One day after admitting it screwed up, Nasdaq is planning to make things right with investors who lost money over trading glitches during the Facebook IPO. Nasdaq is planning to spend $13 million to make amends for bad trades that weren’t processed, reports the Wall Street Journal.
Nasdaq took a lot of heat for computer problems that negatively affected the Facebook IPO. Trading didn’t start on Friday May 18 until 11:30 am EDT, because the computers that run the Nasdaq couldn’t process the large volume of trades.
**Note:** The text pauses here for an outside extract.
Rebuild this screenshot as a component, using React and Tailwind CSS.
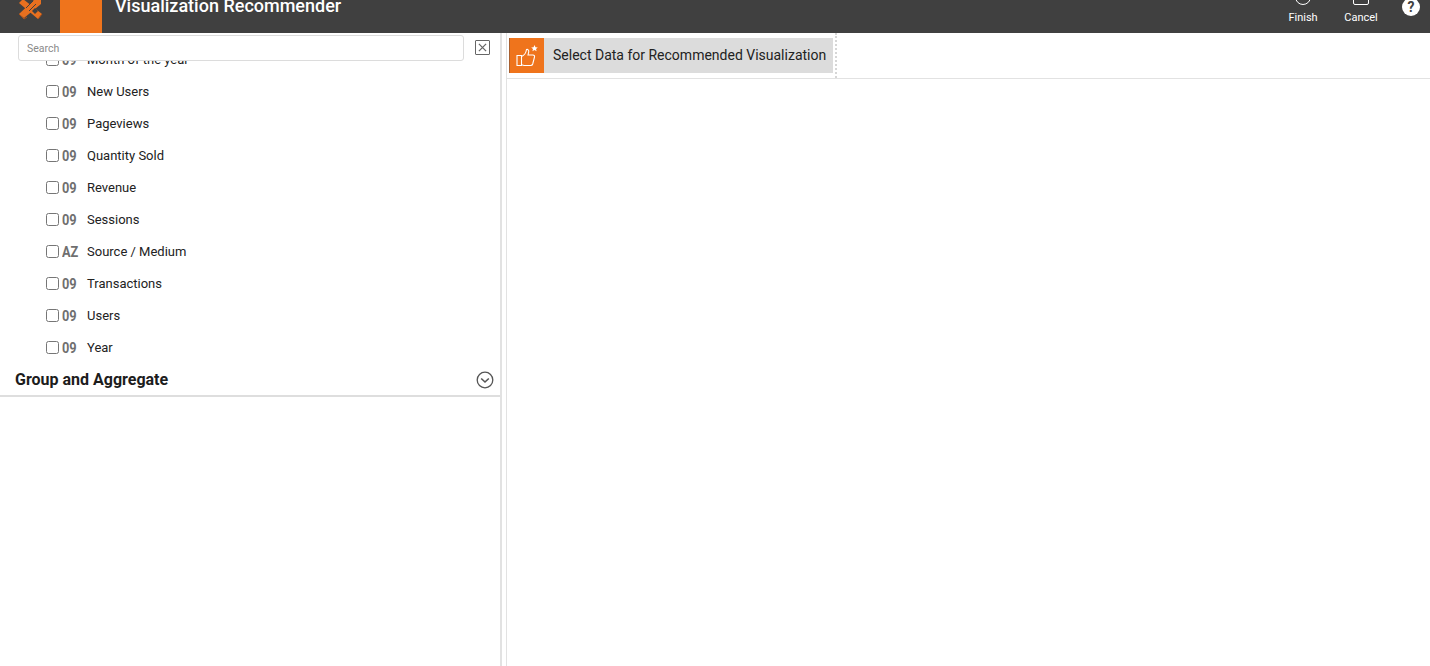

Nasdaq chief exec Robert Greifeld told reporters Sunday that the exchange was at fault for trading problems during the IPO. The computer system backup led to traders not know if their orders went through for hours and many times, they found out too late that shares weren’t available at the price they wanted. Greifeld also said Sunday that the Nasdaq wasn’t responsible for any losses that happened due to computer errors. Now it seems the exchange is changing its tune.
Thirteen million might not be enough to fix the situation though. It’s estimated that investment firms lost $100 million, according to the Wall Street Journal. Because it would take a long time to investigate each loss recorded by every investor, Nasdaq is hoping to make amends now and put this mess behind it.
Of the $13 million, $10 million will come from proceeds Nasdaq earned when it acquired and sold Facebook shares while trying to work out computer delays and glitches. Security exchange rules mandate that Nasdaq can only pay out $3 million in one calendar month. The SEC will have to approve the decision before it can move forward with its plan.